Benchmarking of Spark
For these former reasons, we chose Spark as the framework to perform our benchmark with. Now we had to find certain use cases that we could measure. In the end, we settled for three benchmarking tests: we wanted to determine the curve of scalability, in especially whether Spark is linearly scalable. Then, we wanted to see how the size of input data is influencing processing speed. With a third experiment, we wanted to find out by how much Spark’s processing speed decreases when it has to cache data on the disk.

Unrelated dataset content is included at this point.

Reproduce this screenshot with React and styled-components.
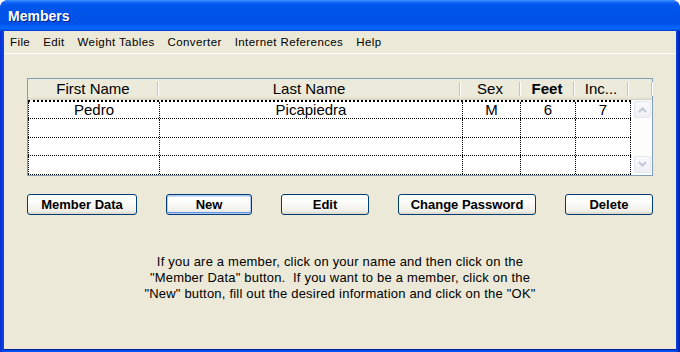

To sum up, the results have been very promising. Spark turned out to be highly linearly scalable. As claimed by the documentation, its initial setup time of about 10 seconds for MapReduce jobs doesn’t make it apt for real-time processing, but keep in mind that this wasn’t executed in Spark Streaming which is especially developed for that kind of jobs. The third test showed only a slight decrease of performance when memory was reduced. The results are as well available in the same paper (coming soon).
After all, some more testing will have to be done when it comes to further evaluating Spark’s advantages, but we are certain that the evaluation of former frameworks will help administrators when considering switching to Big Data processing.